- Recorded information:

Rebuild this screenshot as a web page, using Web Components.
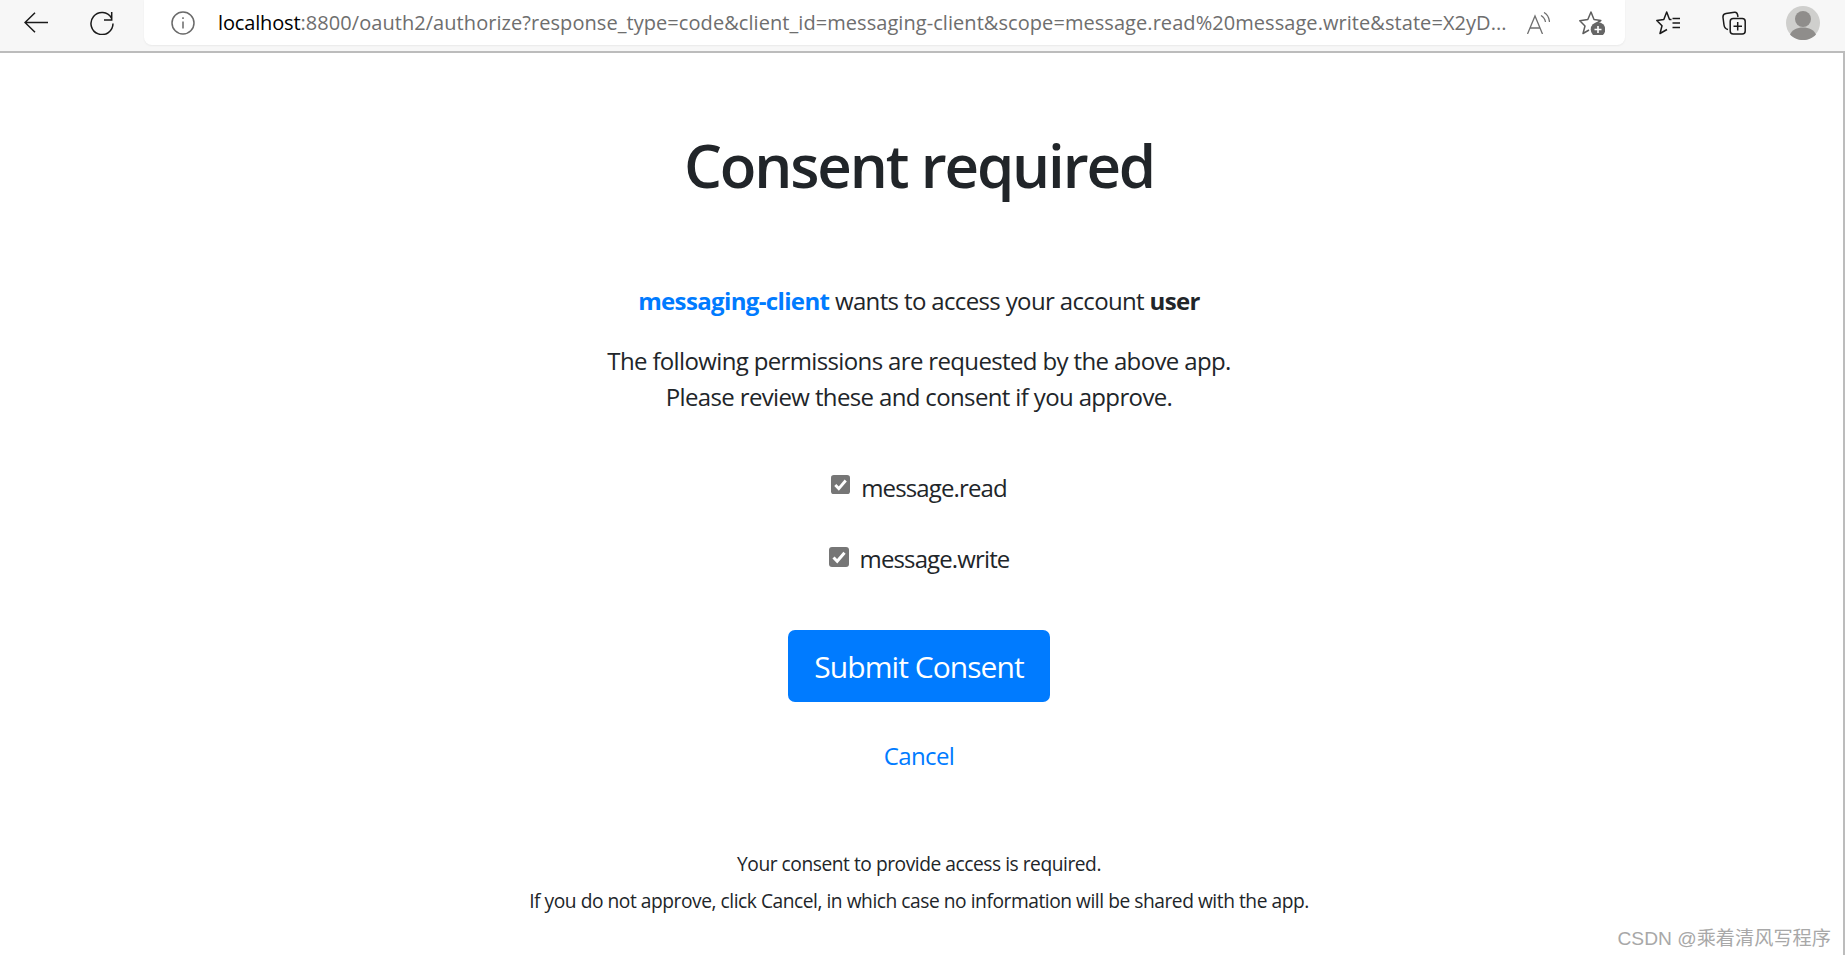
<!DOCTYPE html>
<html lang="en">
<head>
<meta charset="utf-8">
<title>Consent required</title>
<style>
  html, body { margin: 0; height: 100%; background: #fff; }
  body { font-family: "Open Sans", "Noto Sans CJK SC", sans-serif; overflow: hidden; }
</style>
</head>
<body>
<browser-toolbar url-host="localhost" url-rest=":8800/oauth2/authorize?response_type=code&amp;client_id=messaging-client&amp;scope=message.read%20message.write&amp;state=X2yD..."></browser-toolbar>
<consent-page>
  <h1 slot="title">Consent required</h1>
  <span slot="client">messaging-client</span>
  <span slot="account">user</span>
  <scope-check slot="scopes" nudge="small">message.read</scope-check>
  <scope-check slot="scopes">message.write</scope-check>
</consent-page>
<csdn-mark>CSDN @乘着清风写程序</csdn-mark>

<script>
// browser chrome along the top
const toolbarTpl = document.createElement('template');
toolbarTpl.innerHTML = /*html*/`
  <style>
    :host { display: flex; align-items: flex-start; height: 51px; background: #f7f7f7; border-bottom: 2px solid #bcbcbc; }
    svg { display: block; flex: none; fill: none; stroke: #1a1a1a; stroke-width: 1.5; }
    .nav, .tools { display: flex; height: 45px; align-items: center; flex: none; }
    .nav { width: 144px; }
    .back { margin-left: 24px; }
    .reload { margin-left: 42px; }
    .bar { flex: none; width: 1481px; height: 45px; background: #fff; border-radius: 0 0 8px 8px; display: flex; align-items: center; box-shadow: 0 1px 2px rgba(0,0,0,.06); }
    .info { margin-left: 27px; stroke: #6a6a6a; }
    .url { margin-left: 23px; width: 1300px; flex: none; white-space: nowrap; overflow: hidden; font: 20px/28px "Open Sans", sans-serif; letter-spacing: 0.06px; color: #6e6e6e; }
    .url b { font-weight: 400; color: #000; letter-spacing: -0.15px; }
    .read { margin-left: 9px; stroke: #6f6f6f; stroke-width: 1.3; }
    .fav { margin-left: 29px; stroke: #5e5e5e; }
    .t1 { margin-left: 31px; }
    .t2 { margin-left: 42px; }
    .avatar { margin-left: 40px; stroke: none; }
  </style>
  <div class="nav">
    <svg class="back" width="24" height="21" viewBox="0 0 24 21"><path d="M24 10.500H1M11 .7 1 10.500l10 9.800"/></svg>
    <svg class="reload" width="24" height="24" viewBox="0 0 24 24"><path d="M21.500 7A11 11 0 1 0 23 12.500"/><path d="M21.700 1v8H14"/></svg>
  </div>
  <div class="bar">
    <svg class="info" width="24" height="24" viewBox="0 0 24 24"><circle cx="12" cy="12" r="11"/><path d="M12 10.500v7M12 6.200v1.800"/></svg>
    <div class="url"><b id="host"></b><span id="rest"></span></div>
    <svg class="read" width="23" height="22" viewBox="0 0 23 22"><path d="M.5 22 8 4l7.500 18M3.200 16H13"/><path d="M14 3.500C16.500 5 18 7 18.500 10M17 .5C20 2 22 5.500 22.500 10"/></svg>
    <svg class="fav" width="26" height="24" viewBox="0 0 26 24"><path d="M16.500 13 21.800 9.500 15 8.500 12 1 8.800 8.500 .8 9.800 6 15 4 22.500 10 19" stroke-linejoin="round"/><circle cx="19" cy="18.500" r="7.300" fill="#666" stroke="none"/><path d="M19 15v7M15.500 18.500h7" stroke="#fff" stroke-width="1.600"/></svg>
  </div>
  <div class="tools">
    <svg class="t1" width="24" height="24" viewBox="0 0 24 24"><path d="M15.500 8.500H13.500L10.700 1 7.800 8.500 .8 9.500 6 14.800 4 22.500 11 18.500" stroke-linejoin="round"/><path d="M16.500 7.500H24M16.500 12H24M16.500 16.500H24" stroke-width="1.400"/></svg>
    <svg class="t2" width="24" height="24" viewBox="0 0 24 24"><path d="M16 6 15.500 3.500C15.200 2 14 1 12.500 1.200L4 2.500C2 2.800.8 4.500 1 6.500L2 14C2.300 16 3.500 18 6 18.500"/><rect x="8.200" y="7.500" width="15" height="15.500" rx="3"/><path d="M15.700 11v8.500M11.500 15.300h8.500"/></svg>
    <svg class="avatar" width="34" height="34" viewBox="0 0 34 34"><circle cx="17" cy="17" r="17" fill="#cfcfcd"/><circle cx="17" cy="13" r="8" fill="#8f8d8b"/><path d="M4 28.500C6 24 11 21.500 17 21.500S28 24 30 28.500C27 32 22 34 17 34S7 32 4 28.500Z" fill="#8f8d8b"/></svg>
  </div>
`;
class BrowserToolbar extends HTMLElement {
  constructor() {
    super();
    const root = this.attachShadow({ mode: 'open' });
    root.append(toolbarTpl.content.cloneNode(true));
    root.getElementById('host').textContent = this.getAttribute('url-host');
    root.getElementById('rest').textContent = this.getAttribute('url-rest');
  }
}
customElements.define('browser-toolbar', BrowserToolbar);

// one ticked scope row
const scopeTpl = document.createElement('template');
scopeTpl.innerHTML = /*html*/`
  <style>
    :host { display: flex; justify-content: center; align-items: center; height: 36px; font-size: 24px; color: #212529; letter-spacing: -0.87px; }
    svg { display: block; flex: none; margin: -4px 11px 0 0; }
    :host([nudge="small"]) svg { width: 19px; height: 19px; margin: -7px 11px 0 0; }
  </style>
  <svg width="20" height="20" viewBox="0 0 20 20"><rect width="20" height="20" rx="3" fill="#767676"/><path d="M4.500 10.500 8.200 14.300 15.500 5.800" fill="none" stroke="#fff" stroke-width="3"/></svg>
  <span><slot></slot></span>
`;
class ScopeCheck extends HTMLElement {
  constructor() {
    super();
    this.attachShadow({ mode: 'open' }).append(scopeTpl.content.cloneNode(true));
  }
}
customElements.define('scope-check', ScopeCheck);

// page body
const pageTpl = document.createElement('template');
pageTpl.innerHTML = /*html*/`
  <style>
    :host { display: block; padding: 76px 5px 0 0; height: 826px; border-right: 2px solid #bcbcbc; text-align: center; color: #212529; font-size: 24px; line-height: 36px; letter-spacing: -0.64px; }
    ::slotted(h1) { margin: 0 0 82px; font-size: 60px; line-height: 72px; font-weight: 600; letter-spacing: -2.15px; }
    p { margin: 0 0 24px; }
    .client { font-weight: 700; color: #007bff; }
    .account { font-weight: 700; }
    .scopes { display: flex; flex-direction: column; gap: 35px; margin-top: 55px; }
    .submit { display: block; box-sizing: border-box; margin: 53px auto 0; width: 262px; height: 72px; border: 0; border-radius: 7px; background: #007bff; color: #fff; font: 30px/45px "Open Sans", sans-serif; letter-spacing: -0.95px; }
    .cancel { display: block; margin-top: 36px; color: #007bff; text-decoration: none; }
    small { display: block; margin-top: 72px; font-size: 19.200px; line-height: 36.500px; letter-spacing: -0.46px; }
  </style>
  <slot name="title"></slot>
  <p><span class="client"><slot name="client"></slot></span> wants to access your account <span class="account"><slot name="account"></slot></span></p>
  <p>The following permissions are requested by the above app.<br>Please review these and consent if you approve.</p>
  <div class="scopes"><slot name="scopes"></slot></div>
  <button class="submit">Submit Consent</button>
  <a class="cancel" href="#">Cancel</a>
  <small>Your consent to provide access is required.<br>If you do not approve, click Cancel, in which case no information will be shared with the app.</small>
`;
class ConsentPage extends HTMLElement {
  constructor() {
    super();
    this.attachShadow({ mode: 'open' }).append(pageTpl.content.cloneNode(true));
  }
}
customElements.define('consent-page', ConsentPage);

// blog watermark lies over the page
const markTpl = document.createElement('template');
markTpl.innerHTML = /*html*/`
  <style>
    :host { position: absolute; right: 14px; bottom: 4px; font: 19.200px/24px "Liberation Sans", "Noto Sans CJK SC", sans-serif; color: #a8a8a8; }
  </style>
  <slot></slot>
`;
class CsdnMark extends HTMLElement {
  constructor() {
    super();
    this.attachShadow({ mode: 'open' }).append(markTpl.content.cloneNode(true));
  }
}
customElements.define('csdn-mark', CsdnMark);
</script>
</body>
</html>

- What is required: Write down every line from the opening of the listing to the line with "<csdn-mark>CSDN @乘着清风写程序</csdn-mark>", both included, and nothing else; the pictures are omitted.

- The reply:
Rebuild this screenshot as a web page, using Web Components.
<!DOCTYPE html>
<html lang="en">
<head>
<meta charset="utf-8">
<title>Consent required</title>
<style>
  html, body { margin: 0; height: 100%; background: #fff; }
  body { font-family: "Open Sans", "Noto Sans CJK SC", sans-serif; overflow: hidden; }
</style>
</head>
<body>
<browser-toolbar url-host="localhost" url-rest=":8800/oauth2/authorize?response_type=code&amp;client_id=messaging-client&amp;scope=message.read%20message.write&amp;state=X2yD..."></browser-toolbar>
<consent-page>
  <h1 slot="title">Consent required</h1>
  <span slot="client">messaging-client</span>
  <span slot="account">user</span>
  <scope-check slot="scopes" nudge="small">message.read</scope-check>
  <scope-check slot="scopes">message.write</scope-check>
</consent-page>
<csdn-mark>CSDN @乘着清风写程序</csdn-mark>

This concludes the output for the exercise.